What you are trying to do is to explicitly check whether types passed as template arguments provide the concepts necessary. Short of the concept feature, which was thrown out of C++0X (and thus being one of the main culprits for it becoming C++1X) it's certainly hard to do proper concept checking. Since the 90ies there have been several attempts to create concept-checking libraries without language support, but, basically, all these have achieved is to show that, in order to do it right, concepts need to become a feature of the core language, rather than a library-only feature.
I don't find your ideas of deriving instead of typedef and using enable_if very appealing. As you have said yourself, it often obscures the actual code only for the sake of better compiler error messages.

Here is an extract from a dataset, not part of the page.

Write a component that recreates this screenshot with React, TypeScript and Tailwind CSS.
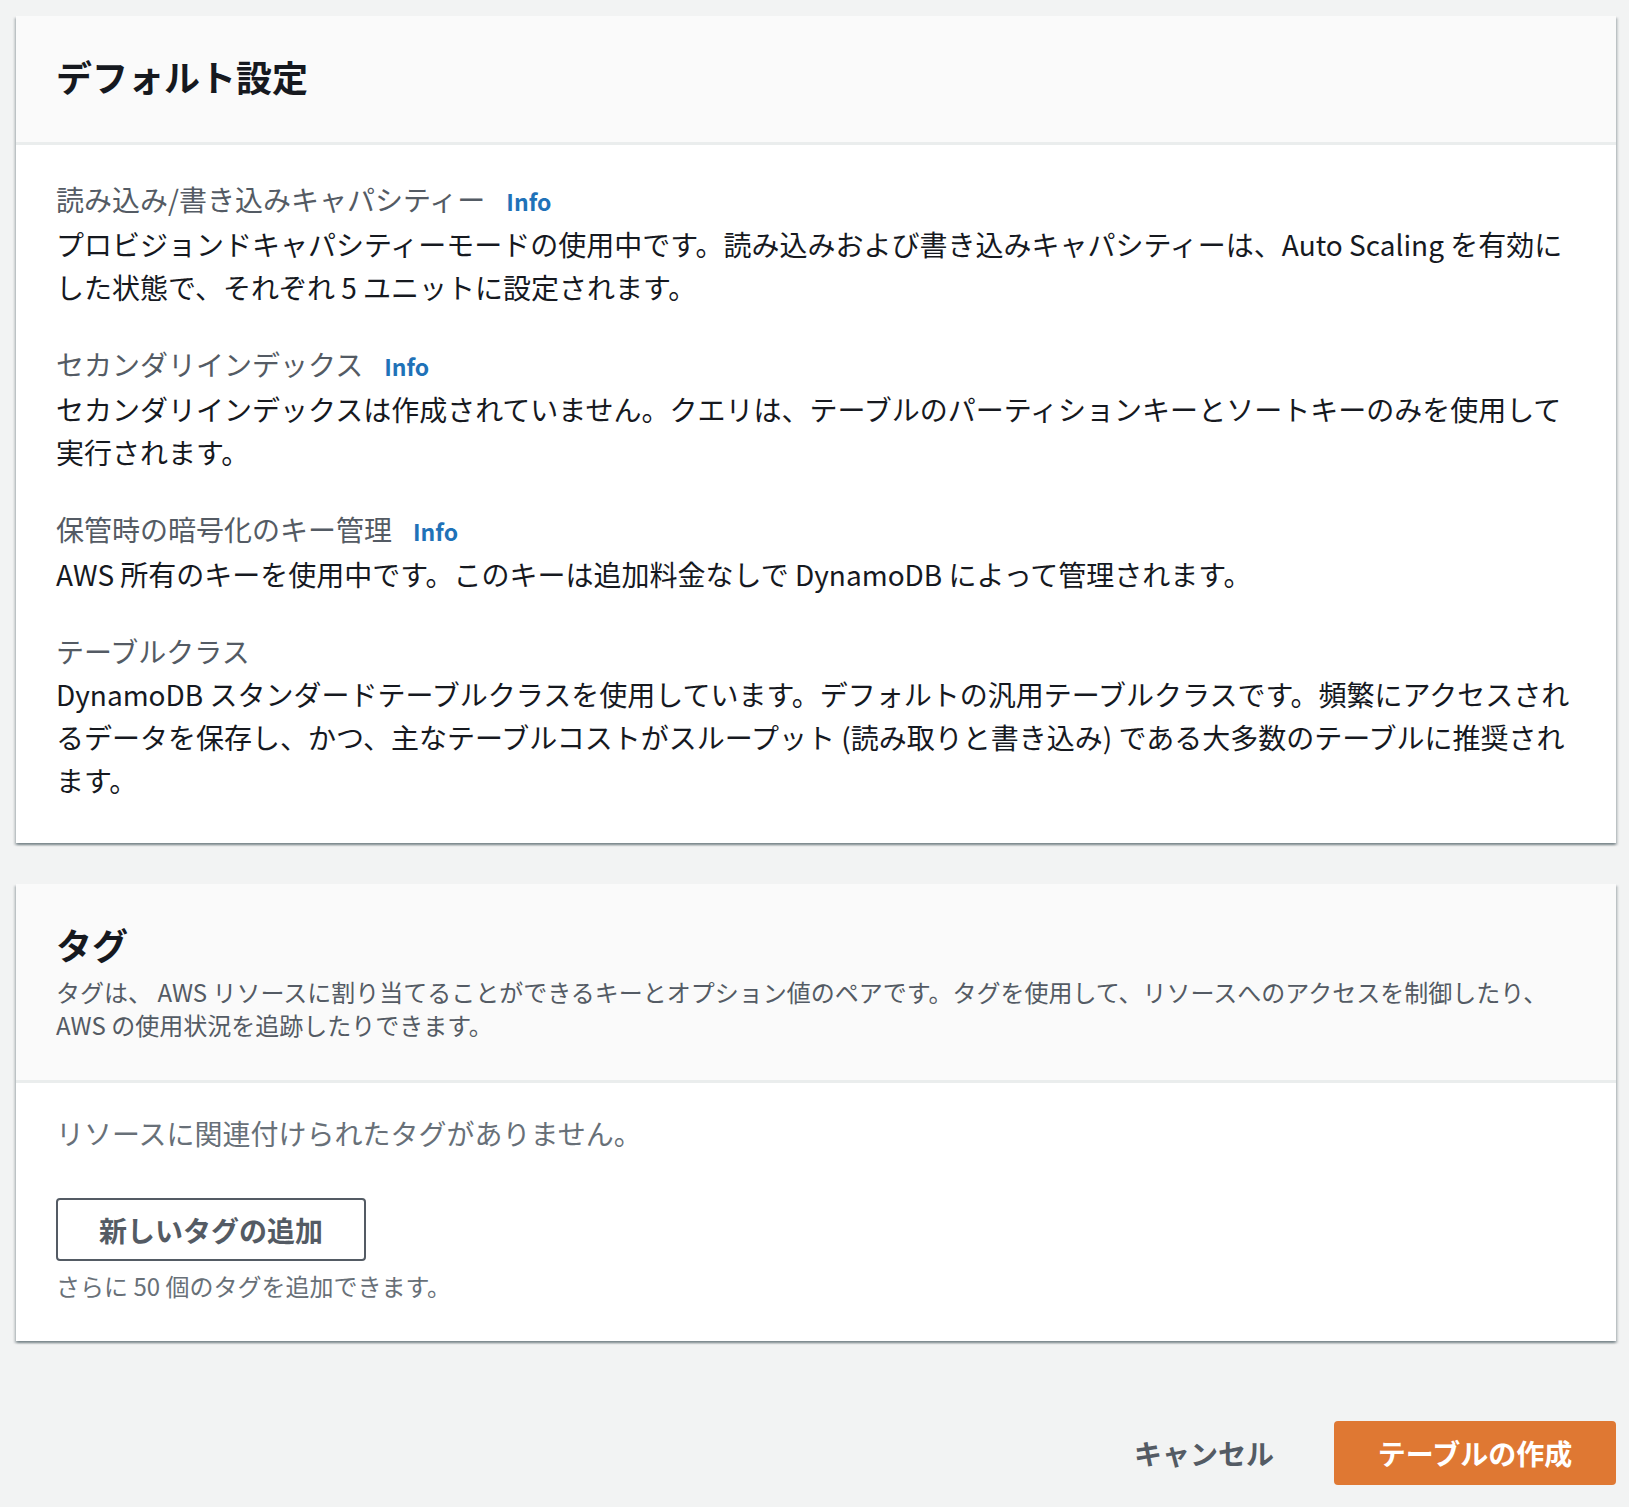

I find the static assert a lot better. It doesn't require changing the actual code, we all are used to having assertion checks in algorithms and learned to mentally skip over them if we want to understand the actual algorithms, it might produce better error messages, and it will carry over to C++1X better, which is going to have a static_assert (completely with class designer-provided error messages) built in into the language. (I suspect BOOST_STATIC_ASSERT to simply use the built-in static_assert if that's available.)